**Direction**. Leave out every picture, and retype exactly the lines from the line with "Reproduce this screenshot" through the line with "const stars = [1, 2, 3, 4, 5];", both ends included.

--- Data lines ---

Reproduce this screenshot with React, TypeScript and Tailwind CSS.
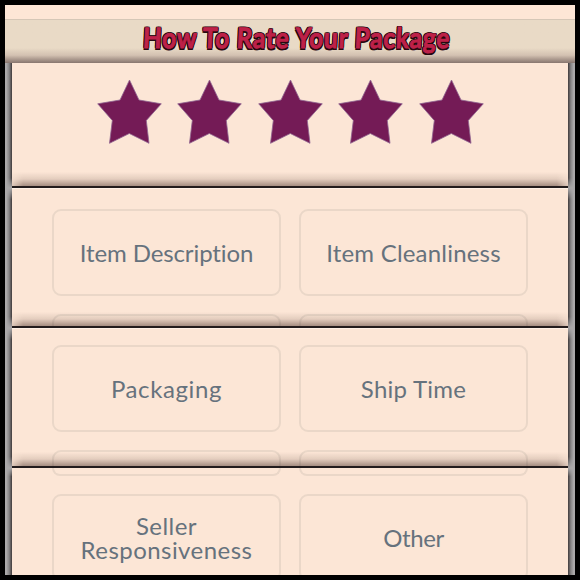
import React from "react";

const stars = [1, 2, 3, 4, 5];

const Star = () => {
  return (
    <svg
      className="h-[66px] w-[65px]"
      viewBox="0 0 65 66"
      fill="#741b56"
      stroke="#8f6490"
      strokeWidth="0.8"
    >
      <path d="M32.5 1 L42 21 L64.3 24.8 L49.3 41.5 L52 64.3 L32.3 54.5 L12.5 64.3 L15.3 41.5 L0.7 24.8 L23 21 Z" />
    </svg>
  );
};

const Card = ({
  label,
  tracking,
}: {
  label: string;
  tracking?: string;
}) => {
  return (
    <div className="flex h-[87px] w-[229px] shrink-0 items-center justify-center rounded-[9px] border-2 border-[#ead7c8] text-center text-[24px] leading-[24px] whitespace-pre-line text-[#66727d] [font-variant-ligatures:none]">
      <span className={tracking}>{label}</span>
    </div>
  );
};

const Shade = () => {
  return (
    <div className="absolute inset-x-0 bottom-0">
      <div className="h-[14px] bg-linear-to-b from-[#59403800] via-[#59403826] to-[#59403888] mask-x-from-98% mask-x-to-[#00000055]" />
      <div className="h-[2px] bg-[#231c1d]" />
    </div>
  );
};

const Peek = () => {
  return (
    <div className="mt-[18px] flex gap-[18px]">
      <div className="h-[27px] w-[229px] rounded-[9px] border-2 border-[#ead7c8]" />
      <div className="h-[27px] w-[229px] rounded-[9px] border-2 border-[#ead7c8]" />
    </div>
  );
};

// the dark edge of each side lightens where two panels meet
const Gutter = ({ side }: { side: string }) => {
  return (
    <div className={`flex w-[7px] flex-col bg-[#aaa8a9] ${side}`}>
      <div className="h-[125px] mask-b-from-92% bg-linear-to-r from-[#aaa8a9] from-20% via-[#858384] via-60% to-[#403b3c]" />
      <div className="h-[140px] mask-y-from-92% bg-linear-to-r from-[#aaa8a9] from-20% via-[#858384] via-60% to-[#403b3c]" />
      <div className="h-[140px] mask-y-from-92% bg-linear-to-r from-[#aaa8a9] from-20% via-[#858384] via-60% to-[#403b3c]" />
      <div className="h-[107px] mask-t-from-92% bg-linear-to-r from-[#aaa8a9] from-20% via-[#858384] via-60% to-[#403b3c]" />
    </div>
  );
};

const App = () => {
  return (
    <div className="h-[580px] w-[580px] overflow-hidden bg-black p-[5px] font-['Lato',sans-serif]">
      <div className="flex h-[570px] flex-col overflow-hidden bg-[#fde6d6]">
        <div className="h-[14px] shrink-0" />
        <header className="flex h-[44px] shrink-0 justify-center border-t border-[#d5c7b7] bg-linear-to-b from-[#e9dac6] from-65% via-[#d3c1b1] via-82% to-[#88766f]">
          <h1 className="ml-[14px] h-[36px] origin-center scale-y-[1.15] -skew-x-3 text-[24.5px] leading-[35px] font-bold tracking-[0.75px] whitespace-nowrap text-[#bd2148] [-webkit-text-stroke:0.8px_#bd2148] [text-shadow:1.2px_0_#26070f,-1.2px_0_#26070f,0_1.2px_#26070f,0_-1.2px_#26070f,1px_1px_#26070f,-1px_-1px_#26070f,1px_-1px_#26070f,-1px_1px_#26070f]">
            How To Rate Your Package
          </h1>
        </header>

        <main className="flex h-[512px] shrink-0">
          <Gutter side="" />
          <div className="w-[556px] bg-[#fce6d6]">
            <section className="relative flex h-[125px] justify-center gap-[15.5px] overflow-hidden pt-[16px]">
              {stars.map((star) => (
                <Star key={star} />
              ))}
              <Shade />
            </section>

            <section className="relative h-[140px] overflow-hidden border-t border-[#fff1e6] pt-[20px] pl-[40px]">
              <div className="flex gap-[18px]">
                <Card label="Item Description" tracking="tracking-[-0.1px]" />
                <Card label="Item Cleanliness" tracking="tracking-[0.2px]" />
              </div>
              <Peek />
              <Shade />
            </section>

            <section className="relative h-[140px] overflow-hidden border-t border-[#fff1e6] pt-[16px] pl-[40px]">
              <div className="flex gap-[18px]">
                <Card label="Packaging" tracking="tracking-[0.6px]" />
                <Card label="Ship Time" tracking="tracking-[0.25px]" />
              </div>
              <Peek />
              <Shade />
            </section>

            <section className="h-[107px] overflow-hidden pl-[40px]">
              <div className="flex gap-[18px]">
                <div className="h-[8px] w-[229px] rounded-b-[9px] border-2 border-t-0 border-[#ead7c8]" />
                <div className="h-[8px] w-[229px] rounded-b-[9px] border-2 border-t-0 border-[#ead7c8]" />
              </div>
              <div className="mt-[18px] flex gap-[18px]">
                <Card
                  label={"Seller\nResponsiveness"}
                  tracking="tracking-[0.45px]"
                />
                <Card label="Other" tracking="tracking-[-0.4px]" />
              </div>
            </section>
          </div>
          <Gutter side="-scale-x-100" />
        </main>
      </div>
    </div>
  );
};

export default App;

---
--- Data lines ---

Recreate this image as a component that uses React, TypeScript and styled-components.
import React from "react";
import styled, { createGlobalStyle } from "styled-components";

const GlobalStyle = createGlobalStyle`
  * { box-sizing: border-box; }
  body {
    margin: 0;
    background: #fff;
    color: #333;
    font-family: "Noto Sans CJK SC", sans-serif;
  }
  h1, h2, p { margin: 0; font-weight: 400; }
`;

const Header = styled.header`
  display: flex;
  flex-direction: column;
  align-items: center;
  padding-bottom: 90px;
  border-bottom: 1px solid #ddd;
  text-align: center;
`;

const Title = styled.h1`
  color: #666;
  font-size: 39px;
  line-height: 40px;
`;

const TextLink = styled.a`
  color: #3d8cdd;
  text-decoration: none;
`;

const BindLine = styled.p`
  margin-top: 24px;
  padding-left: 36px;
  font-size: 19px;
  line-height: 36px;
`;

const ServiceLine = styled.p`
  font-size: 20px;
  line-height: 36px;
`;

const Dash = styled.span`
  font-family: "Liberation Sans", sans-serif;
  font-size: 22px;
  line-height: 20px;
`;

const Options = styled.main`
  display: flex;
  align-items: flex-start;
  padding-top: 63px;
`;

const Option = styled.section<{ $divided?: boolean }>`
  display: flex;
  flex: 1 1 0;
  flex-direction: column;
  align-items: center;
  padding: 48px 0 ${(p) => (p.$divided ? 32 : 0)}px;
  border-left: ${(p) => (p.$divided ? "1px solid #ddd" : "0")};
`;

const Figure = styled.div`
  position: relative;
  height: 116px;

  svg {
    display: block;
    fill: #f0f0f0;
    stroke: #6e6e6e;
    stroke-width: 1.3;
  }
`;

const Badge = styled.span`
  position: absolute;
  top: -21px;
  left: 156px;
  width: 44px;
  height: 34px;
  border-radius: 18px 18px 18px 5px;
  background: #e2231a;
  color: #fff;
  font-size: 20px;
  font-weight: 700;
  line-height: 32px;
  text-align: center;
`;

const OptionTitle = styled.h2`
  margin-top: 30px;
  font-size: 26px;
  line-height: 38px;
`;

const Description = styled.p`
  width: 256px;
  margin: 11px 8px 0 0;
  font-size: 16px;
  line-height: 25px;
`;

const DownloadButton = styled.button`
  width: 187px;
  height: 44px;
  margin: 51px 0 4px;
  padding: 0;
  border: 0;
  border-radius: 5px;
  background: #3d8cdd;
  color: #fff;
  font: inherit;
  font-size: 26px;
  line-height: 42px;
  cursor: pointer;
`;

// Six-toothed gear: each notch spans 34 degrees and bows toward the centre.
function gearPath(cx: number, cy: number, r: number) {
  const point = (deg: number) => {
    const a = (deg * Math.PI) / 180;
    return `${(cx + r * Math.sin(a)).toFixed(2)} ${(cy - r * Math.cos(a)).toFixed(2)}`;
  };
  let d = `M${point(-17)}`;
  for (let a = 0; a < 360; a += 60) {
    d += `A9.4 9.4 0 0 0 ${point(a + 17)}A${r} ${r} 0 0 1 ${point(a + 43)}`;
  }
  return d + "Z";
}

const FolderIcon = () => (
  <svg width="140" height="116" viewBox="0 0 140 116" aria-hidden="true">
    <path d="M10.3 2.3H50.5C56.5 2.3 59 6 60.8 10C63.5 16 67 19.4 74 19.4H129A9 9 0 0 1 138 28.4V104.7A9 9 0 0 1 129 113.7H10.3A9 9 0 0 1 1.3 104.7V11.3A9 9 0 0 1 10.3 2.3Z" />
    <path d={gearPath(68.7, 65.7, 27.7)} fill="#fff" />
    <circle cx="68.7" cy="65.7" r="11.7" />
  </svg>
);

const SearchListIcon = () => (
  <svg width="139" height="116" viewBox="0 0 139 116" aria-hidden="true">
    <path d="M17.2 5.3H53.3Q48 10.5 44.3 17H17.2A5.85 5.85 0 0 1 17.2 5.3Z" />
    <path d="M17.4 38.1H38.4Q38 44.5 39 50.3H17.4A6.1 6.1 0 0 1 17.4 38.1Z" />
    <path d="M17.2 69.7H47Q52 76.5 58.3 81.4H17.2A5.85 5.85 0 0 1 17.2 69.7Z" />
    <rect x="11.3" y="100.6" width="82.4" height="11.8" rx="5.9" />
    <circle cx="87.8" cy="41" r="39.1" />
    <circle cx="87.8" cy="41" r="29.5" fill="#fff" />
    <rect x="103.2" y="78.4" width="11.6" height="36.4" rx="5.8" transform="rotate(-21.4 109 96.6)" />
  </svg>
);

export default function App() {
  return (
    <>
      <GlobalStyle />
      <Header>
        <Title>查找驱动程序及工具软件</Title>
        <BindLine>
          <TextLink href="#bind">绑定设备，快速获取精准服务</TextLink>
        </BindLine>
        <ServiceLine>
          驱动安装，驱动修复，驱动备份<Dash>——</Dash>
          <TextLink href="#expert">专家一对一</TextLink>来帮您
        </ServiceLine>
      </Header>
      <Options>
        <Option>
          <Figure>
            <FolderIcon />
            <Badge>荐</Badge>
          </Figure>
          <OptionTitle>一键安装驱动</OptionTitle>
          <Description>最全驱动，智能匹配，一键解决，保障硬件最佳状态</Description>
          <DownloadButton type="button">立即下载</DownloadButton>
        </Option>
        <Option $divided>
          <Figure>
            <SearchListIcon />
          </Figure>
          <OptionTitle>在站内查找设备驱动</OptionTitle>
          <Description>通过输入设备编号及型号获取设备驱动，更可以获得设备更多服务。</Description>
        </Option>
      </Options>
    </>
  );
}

---
--- Data lines ---

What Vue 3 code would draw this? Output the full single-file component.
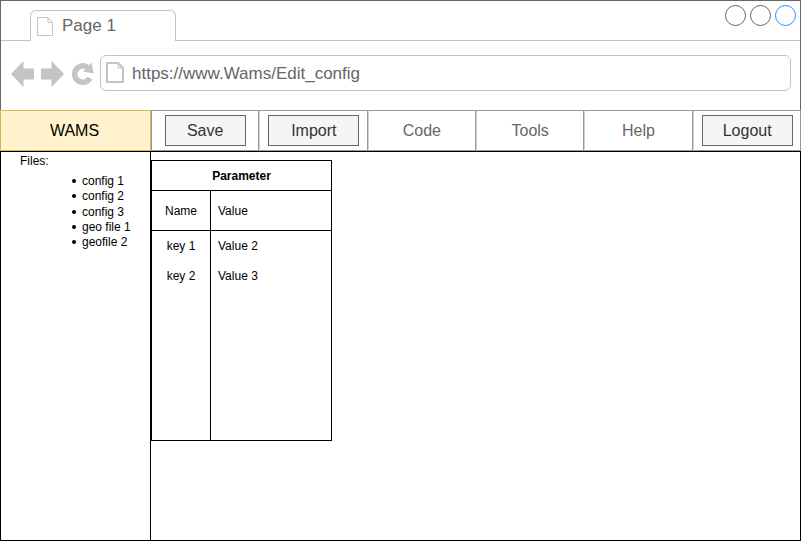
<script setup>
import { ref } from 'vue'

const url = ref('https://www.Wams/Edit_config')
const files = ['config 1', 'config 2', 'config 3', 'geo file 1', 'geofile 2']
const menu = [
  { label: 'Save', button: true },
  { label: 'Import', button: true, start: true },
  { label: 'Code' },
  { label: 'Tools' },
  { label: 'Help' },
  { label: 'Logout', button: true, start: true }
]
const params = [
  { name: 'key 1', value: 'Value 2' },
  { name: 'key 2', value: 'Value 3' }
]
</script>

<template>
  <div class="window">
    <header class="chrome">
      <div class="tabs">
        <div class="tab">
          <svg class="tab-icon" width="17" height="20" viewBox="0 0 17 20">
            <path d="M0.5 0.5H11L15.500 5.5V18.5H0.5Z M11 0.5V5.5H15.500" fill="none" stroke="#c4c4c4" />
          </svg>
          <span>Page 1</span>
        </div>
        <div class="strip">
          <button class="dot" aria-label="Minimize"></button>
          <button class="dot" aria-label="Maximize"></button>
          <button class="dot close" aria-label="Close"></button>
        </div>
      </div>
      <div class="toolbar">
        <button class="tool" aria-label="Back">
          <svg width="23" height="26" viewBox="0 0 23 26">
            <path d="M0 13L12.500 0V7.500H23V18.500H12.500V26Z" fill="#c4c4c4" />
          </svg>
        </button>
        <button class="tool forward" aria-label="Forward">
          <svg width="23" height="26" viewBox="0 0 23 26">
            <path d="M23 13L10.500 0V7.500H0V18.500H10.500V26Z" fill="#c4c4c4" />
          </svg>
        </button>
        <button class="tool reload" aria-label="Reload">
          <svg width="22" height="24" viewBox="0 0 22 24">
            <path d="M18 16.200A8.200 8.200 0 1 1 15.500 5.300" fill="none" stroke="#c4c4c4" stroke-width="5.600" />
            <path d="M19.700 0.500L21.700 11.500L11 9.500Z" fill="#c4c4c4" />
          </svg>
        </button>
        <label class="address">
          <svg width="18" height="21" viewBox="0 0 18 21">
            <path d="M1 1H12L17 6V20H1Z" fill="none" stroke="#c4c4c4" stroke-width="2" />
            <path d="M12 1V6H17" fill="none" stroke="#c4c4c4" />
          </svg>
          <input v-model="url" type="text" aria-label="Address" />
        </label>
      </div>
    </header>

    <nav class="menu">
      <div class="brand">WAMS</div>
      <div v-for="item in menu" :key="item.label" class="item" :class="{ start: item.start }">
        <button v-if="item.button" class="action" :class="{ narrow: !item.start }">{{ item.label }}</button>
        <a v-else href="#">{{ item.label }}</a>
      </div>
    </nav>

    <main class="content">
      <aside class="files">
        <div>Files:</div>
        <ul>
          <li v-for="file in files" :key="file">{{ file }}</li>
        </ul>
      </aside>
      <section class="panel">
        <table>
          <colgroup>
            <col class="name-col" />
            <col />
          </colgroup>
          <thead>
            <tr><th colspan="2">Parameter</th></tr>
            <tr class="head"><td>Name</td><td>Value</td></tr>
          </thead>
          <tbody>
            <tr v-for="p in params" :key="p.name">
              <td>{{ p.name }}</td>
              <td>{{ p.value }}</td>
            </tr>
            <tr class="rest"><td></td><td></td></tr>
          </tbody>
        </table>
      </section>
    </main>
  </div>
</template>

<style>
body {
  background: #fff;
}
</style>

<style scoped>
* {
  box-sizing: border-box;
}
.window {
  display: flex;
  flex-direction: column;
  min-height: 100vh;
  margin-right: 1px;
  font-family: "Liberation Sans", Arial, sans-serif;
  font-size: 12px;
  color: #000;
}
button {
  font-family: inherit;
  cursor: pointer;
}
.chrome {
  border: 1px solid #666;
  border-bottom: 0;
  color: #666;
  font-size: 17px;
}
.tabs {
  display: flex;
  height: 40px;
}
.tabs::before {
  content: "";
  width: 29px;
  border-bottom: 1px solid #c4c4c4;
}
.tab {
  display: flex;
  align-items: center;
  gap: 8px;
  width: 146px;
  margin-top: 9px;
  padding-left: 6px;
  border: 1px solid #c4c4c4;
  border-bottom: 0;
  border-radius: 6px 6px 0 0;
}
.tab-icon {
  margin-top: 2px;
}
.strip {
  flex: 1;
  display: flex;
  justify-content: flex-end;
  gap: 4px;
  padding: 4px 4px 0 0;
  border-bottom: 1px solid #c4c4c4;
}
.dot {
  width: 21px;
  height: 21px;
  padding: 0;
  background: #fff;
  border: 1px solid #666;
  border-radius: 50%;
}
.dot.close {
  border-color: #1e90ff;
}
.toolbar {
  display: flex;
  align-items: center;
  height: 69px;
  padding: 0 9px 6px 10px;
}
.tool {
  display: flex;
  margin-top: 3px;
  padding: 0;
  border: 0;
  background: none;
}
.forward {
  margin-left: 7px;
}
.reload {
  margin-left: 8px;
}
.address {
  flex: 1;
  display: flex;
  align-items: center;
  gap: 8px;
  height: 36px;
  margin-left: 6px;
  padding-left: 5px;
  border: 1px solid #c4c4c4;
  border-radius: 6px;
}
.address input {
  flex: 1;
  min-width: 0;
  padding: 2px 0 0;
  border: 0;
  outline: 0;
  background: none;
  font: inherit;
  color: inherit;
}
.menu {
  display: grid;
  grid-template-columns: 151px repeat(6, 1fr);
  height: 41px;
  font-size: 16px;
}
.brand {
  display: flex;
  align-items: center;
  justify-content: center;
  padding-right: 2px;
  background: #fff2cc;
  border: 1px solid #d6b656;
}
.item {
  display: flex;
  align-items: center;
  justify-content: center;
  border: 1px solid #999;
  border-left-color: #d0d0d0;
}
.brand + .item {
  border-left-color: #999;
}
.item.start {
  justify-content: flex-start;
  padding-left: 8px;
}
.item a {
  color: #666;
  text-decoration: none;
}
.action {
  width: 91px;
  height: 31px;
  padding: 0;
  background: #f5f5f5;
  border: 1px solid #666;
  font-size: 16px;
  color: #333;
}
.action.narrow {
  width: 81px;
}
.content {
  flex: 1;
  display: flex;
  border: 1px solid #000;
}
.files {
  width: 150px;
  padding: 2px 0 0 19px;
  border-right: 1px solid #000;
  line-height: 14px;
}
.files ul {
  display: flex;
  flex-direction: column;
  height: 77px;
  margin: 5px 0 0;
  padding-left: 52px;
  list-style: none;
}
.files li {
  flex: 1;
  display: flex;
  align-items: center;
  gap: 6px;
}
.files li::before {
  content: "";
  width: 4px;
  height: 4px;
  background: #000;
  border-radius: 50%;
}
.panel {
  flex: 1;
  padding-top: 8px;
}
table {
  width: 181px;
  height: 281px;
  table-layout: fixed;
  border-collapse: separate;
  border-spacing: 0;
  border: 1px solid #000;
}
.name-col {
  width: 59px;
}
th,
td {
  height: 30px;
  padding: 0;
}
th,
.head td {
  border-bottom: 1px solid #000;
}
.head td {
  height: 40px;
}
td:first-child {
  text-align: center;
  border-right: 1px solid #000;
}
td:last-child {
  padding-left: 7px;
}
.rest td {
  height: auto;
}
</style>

---

**Result of this exercise**.
Reproduce this screenshot with React, TypeScript and Tailwind CSS.
import React from "react";

const stars = [1, 2, 3, 4, 5];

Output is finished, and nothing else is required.